A lot has been happening recently. My neighbors downstairs moved out, cried in my coffee twice this week, I bought new pants. I realized that daytime tv is garbage and then I had the epiphany that a huge amount of my generation has wasted so much of their time on the internet. Today, I’m brokenhearted to realize we’ve started to lose authentic relationship. I love my phone, my computer, my Facebook, my television, my twitter, my pinterest; all of it, but it doesn’t love me. I know that may sound ridiculous, but it’s true that at the end of the day, they don’t care about my heart. The thing I’ve invested so much of my time in, invests nothing in me.
I’m surprised at my own contentment to count that which is worthless as worthy of my time. My favorite parts of any day are always the ones that happen face to face with people. Life is about being beat in the head by the woman waxing your eyebrows because while she’s beating you, you watch and listen to a woman share with complete strangers about how she lost her husband twelve years ago and this year she’s still going to choose to enjoy Valentine’s Day in spite of that.

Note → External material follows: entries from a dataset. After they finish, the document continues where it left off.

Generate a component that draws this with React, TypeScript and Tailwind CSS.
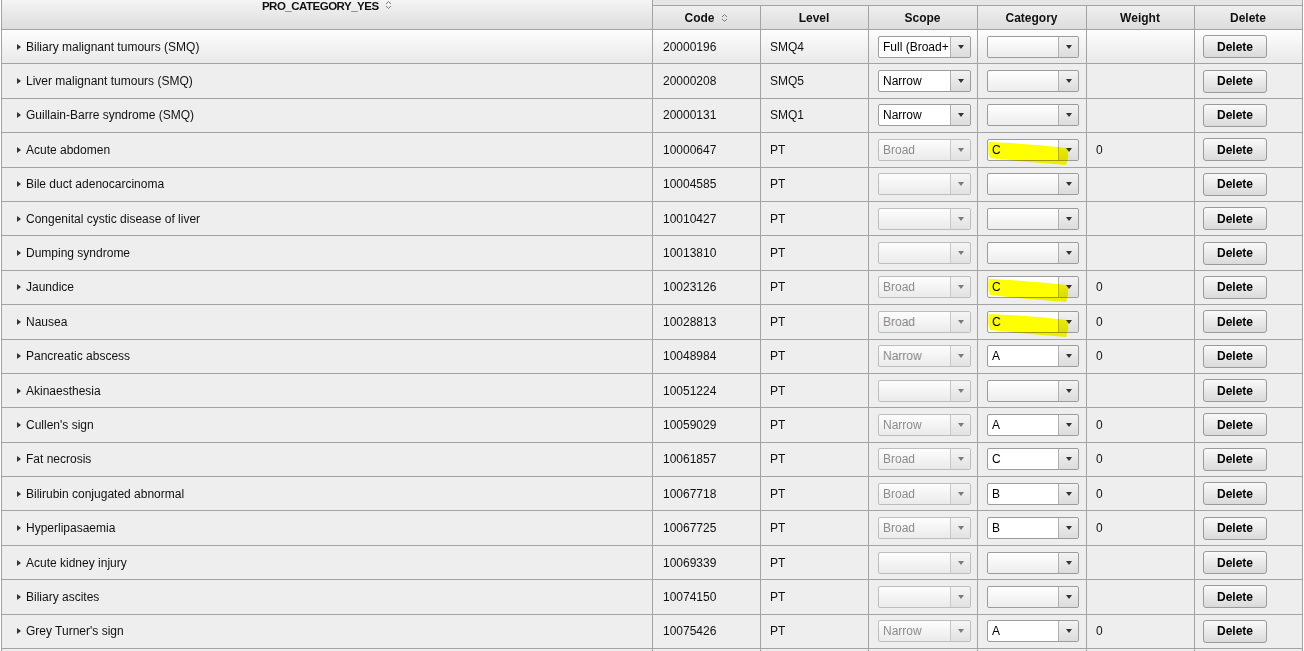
import React from "react";

type Row = {
  name: string;
  code: string;
  level: string;
  scope: string;
  scopeOn?: boolean;
  cat: string;
  mark?: boolean;
  weight?: string;
};

const rows: Row[] = [
  { name: "Biliary malignant tumours (SMQ)", code: "20000196", level: "SMQ4", scope: "Full (Broad+", scopeOn: true, cat: "" },
  { name: "Liver malignant tumours (SMQ)", code: "20000208", level: "SMQ5", scope: "Narrow", scopeOn: true, cat: "" },
  { name: "Guillain-Barre syndrome (SMQ)", code: "20000131", level: "SMQ1", scope: "Narrow", scopeOn: true, cat: "" },
  { name: "Acute abdomen", code: "10000647", level: "PT", scope: "Broad", cat: "C", mark: true, weight: "0" },
  { name: "Bile duct adenocarcinoma", code: "10004585", level: "PT", scope: "", cat: "" },
  { name: "Congenital cystic disease of liver", code: "10010427", level: "PT", scope: "", cat: "" },
  { name: "Dumping syndrome", code: "10013810", level: "PT", scope: "", cat: "" },
  { name: "Jaundice", code: "10023126", level: "PT", scope: "Broad", cat: "C", mark: true, weight: "0" },
  { name: "Nausea", code: "10028813", level: "PT", scope: "Broad", cat: "C", mark: true, weight: "0" },
  { name: "Pancreatic abscess", code: "10048984", level: "PT", scope: "Narrow", cat: "A", weight: "0" },
  { name: "Akinaesthesia", code: "10051224", level: "PT", scope: "", cat: "" },
  { name: "Cullen's sign", code: "10059029", level: "PT", scope: "Narrow", cat: "A", weight: "0" },
  { name: "Fat necrosis", code: "10061857", level: "PT", scope: "Broad", cat: "C", weight: "0" },
  { name: "Bilirubin conjugated abnormal", code: "10067718", level: "PT", scope: "Broad", cat: "B", weight: "0" },
  { name: "Hyperlipasaemia", code: "10067725", level: "PT", scope: "Broad", cat: "B", weight: "0" },
  { name: "Acute kidney injury", code: "10069339", level: "PT", scope: "", cat: "" },
  { name: "Biliary ascites", code: "10074150", level: "PT", scope: "", cat: "" },
  { name: "Grey Turner's sign", code: "10075426", level: "PT", scope: "Narrow", cat: "A", weight: "0" },
];

const SortIcon = () => (
  <svg width="7" height="10" viewBox="0 0 7 10" className="ml-[6px] inline-block">
    <path d="M1 4 L3.5 1.5 L6 4" fill="none" stroke="#777" strokeWidth="1" />
    <path d="M1 6 L3.5 8.5 L6 6" fill="none" stroke="#777" strokeWidth="1" />
  </svg>
);

const Caret = () => (
  <span className="mr-[5px] inline-block h-0 w-0 border-y-[3.5px] border-l-[4px] border-y-transparent border-l-[#333]" />
);

function Dropdown({
  value,
  enabled,
  mark,
  width,
}: {
  value: string;
  enabled: boolean;
  mark?: boolean;
  width: string;
}) {
  const face = enabled
    ? value
      ? "bg-white text-black"
      : "bg-gradient-to-b from-white to-[#ededed] text-black"
    : "bg-gradient-to-b from-[#fdfdfd] to-[#ebebeb] text-[#8c8c8c]";
  return (
    <div
      className={`relative flex h-[22px] ${width} rounded-[2px] border ${
        enabled ? "border-[#9c9c9c]" : "border-[#bdbdbd]"
      }`}
    >
      <div className={`flex flex-1 items-center rounded-l-[2px] pl-[4px] ${face}`}>{value}</div>
      <div
        className={`flex w-[20px] items-center justify-center rounded-r-[2px] border-l ${
          enabled
            ? "border-[#b0b0b0] bg-gradient-to-b from-[#f3f3f3] to-[#dcdcdc]"
            : "border-[#c8c8c8] bg-gradient-to-b from-[#f5f5f5] to-[#e2e2e2]"
        }`}
      >
        <span
          className={`h-0 w-0 border-x-[3px] border-t-[4px] border-x-transparent ${
            enabled ? "border-t-[#333]" : "border-t-[#7a7a7a]"
          }`}
        />
      </div>
      {mark && (
        <svg
          width="82"
          height="26"
          viewBox="0 0 82 26"
          className="pointer-events-none absolute left-0 top-[1px] mix-blend-multiply"
        >
          <path
            d="M1 1 C 25 2, 55 4, 79 7 C 81 12, 80 19, 78 24 C 55 22, 28 20, 2 17 C 0 11, 0 6, 1 1 Z"
            fill="#ffff00"
          />
        </svg>
      )}
    </div>
  );
}

const DeleteButton = () => (
  <button className="flex h-[23px] w-[64px] items-center justify-center rounded-[3px] border border-[#9a9a9a] bg-gradient-to-b from-[#fafafa] to-[#dadada] text-[12px] font-bold text-black">
    Delete
  </button>
);

const cell = "flex h-full items-center border-l border-[#a3a3a3]";

export default function App() {
  return (
    <div
      className="h-[651px] w-[1304px] overflow-hidden bg-white pl-[1px] text-[12px] text-[#111]"
      style={{ fontFamily: '"Liberation Sans", Arial, sans-serif' }}
    >
      <div className="w-[1302px] border-r border-[#a3a3a3]">
        {/* header */}
        <div className="flex h-[30px] border-b border-[#a3a3a3] bg-gradient-to-b from-[#f4f4f4] to-[#dddddd]">
          <div className="flex w-[651px] items-start justify-center border-l border-[#a3a3a3]">
            <span className="text-[11.5px] font-bold leading-[12px] tracking-[-0.5px] text-[#111]">
              PRO_CATEGORY_YES
            </span>
            <SortIcon />
          </div>
          <div className="flex w-[651px] flex-col">
            <div className="h-[6px] border-b border-l border-[#a3a3a3] bg-[#e6e6e6]" />
            <div className="flex flex-1 font-bold">
              <div className={`${cell} w-[108px] justify-center`}>
                Code
                <SortIcon />
              </div>
              <div className={`${cell} w-[108px] justify-center`}>Level</div>
              <div className={`${cell} w-[109px] justify-center`}>Scope</div>
              <div className={`${cell} w-[109px] justify-center`}>Category</div>
              <div className={`${cell} w-[108px] justify-center`}>Weight</div>
              <div className={`${cell} w-[108px] justify-center`}>Delete</div>
            </div>
          </div>
        </div>

        {/* rows */}
        {rows.map((r, i) => (
          <div
            key={r.code}
            className={`flex h-[34.4px] border-b border-[#a3a3a3] ${
              i === 0 ? "bg-gradient-to-b from-[#fdfdfd] to-[#e9e9e9]" : "bg-[#eeeeee]"
            }`}
          >
            <div className={`${cell} w-[651px] pl-[15px]`}>
              <Caret />
              {r.name}
            </div>
            <div className={`${cell} w-[108px] pl-[10px]`}>{r.code}</div>
            <div className={`${cell} w-[108px] pl-[9px]`}>{r.level}</div>
            <div className={`${cell} w-[109px] pl-[9px]`}>
              <Dropdown value={r.scope} enabled={!!r.scopeOn} width="w-[93px]" />
            </div>
            <div className={`${cell} w-[109px] pl-[9px]`}>
              <Dropdown value={r.cat} enabled mark={r.mark} width="w-[92px]" />
            </div>
            <div className={`${cell} w-[108px] pl-[9px]`}>{r.weight ?? ""}</div>
            <div className={`${cell} w-[108px] pl-[8px]`}>
              <DeleteButton />
            </div>
          </div>
        ))}
        <div className="flex h-[34px] bg-[#eeeeee]">
          <div className={`${cell} w-[651px]`} />
          <div className={`${cell} w-[108px]`} />
          <div className={`${cell} w-[108px]`} />
          <div className={`${cell} w-[109px]`} />
          <div className={`${cell} w-[109px]`} />
          <div className={`${cell} w-[108px]`} />
          <div className={`${cell} w-[108px]`} />
        </div>
      </div>
    </div>
  );
}
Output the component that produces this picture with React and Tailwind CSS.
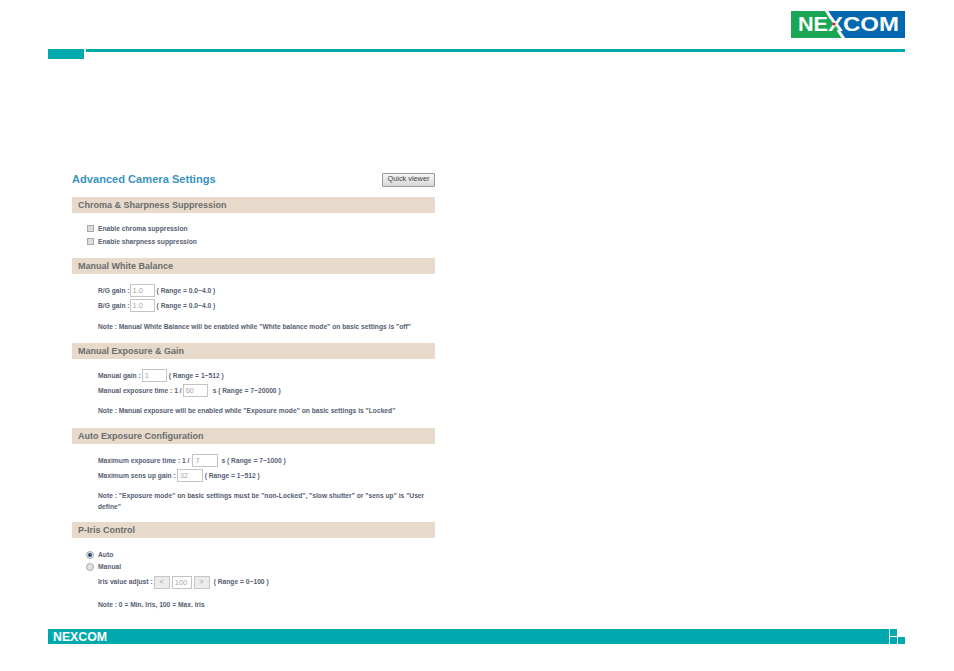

I love when I get to curl up in a booth at a cafe with my sister and talk about all the things in my heart; the joys and the hurts, which I did recently. And I realized, the things that molded me were the ones that I lived in body, not in imagination. The real interactions I’ve had, not the things I’ve written on a screen or gotten in an e-mail.
Don’t get me wrong. My friends that live out of town, family that can’t always come over, those people that want me to know about their lives and e-mail me their current stories, I love that. I love reading their hearts, but it’s different with the people who live five minutes away. I’m talking about the people I see every week and say more to through a piece of plastic than with my own mouth, that’s what breaks my heart.
These are relationships I’ve traded for convenient counterfeit friendship. But no matter how much I “say” in 160 characters of a text message, or in a message on Facebook, none of it even touches the conversations I’ve had with my hands wrapped around a mug of coffee, watching and hearing someone tell me about their day, listening to their laugh, noticing the way they wring their hands or pick at the fabric of their shirt.
My favorite thing about a person, is not what they can type to me while driving down I-85 or walking through Food Lion, but watching their face light up and hearing their voice jump an octave when they tell me the dreams of their heart. Seeing a person’s eyes crinkle around the edges when they laugh or hugging someone at the end of a conversation that impacted your life. I can’t do any of those things through a phone or a computer. I can’t give you the looks of admiration you deserve when you’re opening up about your current struggle, I can’t show you I care by keeping eye contact and letting you know that you’re all that holds my attention. I can’t do that with a phone and I can’t do it with a computer and neither can anyone do that for me.
Time is something that we think we have enough of, the thing we often wish we had more of, but one thing that while we do have it, is constant. Twenty-four hours a day and I’ve realized don’t want to spend it with a phone or a computer; I want to spend it with people.